Кстати, именно в этот период возникло и утвердилось в сознании советских людей представление о пенсии как о «заслуженном отдыхе»: человек много и тяжело работал, теперь он имеет законное право ничего не делать.

В общем, в историческом российском сознании феномен труда высокой смысловой ценности не обрел. Труд до сих пор воспринимается большинством россиян лишь как неприятное жизненное обременение, освобождение от которого есть безусловное благо.

Неслучайно граждане России так активно протестовали в прошлом году против повышения пенсионного возраста. Согласно социологическим данным, это решение правительства одобрили всего 8% опрошенных, а 92% — были против. Когда я в то время спросил на своей странице в Facebook, а чем, собственно, россияне собираются заниматься на пенсии — смотреть до одури телевизор или выращивать картошку, помидоры и огурцы, которые гораздо проще купить, — то получил в ответ около тысячи очень темпераментных и негативных комментариев, сводившихся в основном к тому, что люди имеют право на отдых.

Вот в чем тут дело. Вот почему я называю архаическим предложение нашего премьер-министра о переходе на четырехдневную рабочую неделю. Он тоже, видимо, полагает, что труд — это проклятие, а освобождение от него есть безусловное благо.

Проблема в том, что пока так считают и российская власть, и большинство россиян, мы будем пребывать в ситуации догоняющего развития. Поскольку труд как высокий смысл всегда эффективней труда как принудительного обременения.

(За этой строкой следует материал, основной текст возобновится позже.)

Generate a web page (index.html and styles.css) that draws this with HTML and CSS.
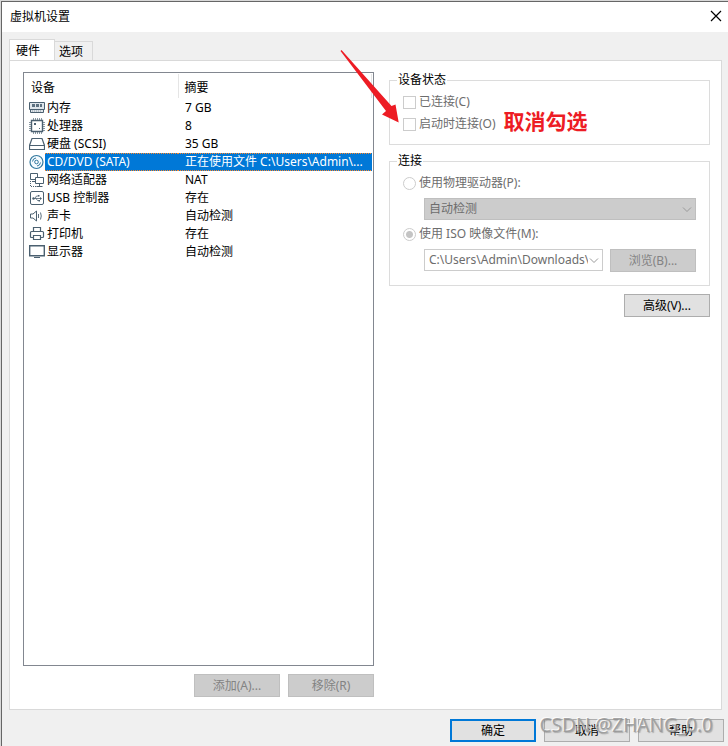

У знаменитых писателей-фантастов Аркадия и Бориса Стругацких в романе «Хищные вещи века» есть эпизод, где главный герой дискутирует с «революционером», приехавшим из нищей азиатской страны просить хлеб и оружие. «Революционер» полагает, что главной целью его миссии является изобилие, при котором народ сможет наконец не работать, а отдыхать. «Мы скажем народу: теперь вы свободны, развлекайтесь». А главный герой романа Иван Жилин отвечает ему: великие революционеры прошлого, на которых вы ссылаетесь, не приняли бы ваш лозунг. «Они говорили иначе: теперь вы свободны, работайте».

Или вот другая цитата, уже из романа «Стажеры» тех же Стругацких, которую я чуть-чуть перефразировал применительно к данной теме.

Жизнь дает человеку три радости: друзей, любовь и работу.

Без работы, конечно, обойтись можно.

Но это значит, что одной радостью будет меньше, а их всего три.